L’article 515-14 du code civil consacre l’animal comme un être vivant doué de sensibilité. A ce titre, le bien-être animal prime sur toute considération, notamment d’efficacité et de profit.
Les vaches laitières sont totalement privées de pâturage et ne sortent jamais. Il faut les garder dans les logettes le plus longtemps possible pour produire plus. « 1 heure de couchage en plus, c’est un kilo de lait en plus ». Ce mode de production contrevient aux dispositions de l’article 515-14 CC en privant les vaches de conditions normales d’existence.
Et que dire en période de canicules (de plus en plus fréquentes) lorsque 1200 animaux se retrouvent sous un hangar en pleine chaleur ?
Autoriser une nouvelle augmentation de troupeau, c’est clairement encourager un système d’élevage dépassé et ne pas prendre en compte l’évolution sociétale et juridique du bien-être animal. Une vache a une espérance de vie de 15 ans ; à l’usine à vaches elle sera équarrie en moyenne au bout de 5 ans.

Nous vous adresserons dans les prochains jours les conclusions de notre rapport final d’observations lors de l’enquête publique de 2015. Ce que nous dénoncions alors est toujours valable aujourd’hui et notre position reste inchangée, renforcée même par l’évolution toujours plus inquiétante du climat et la prise de conscience formidable de la société concernant la protection de l’environnement.

Ce mode de production est totalement dépassé et l’encourager est proprement suicidaire.
Nous mettrons donc toutes nos forces à le combattre dans les prochaines semaines en organisant différentes actions et une journée forte de protestation le samedi 5 septembre.

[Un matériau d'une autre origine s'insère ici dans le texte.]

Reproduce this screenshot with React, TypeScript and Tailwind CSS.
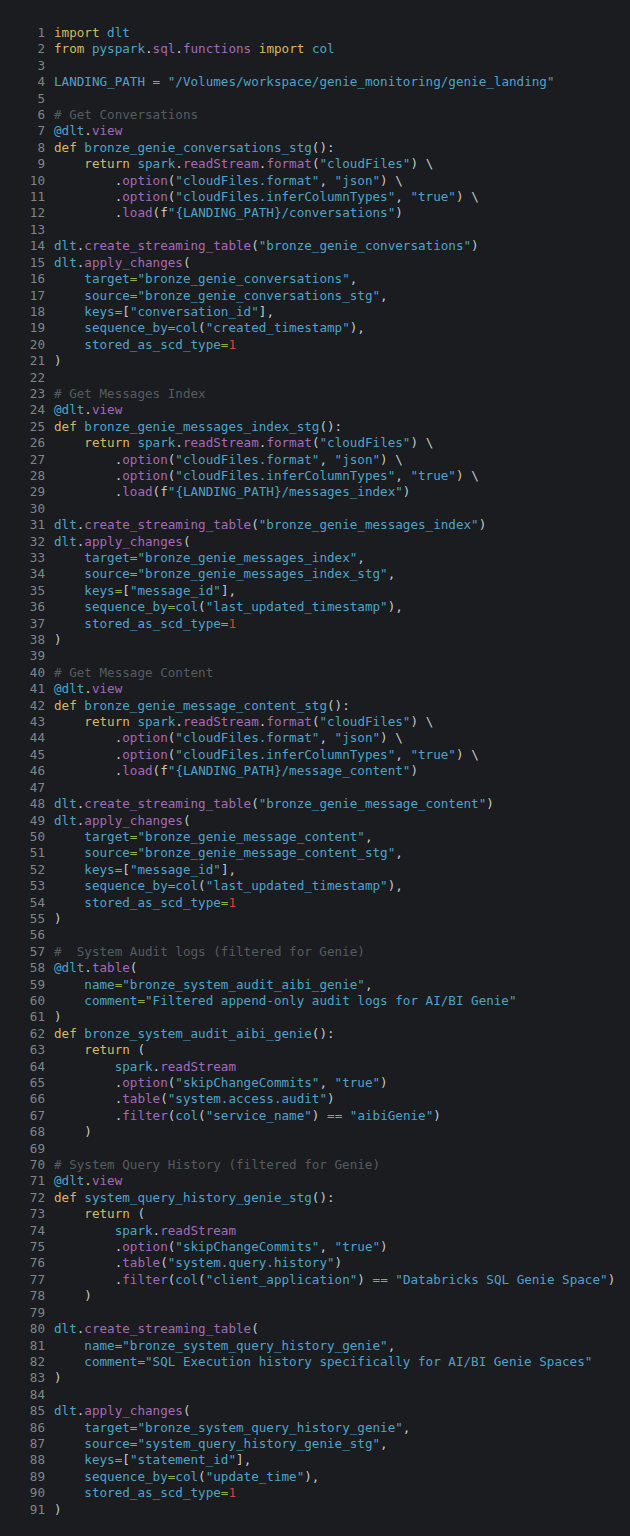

Assez de discours et de promesses, il faut poser des actes et avoir de la cohérence, envoyer les signaux forts qui indiquent qu’effectivement on change de cap.

Appliquer les décisions de justice de Douai rapidement avec paiement de l’amende et des astreintes et retour aux 500 vaches légales est un de ces signaux forts que nous attendons. Quant à la demande d’augmentation légale de troupeau, qu’un nouveau dossier soit ouvert avec une étude d’impact complète et non une simple tierce-expertise trop limitée dans son champ d’application…Il faut une expertise sur la protection animale, sur le bilan carbone, sur l’évaluation des risques sanitaires, sur l’articulation du projet avec les différents schémas et programmes au niveau régional (PNR), national (COP 21 réduction du CO2), européen (surproduction laitière chronique…)

Nous comptons sur les autorités de l’Etat pour respecter le droit et prendre enfin des décisions cohérentes.
Nous tenant à votre disposition et à votre écoute, veuillez croire Madame la préfète, Monsieur le sous- préfet, en nos sentiments les plus vigilants et les plus respectueux.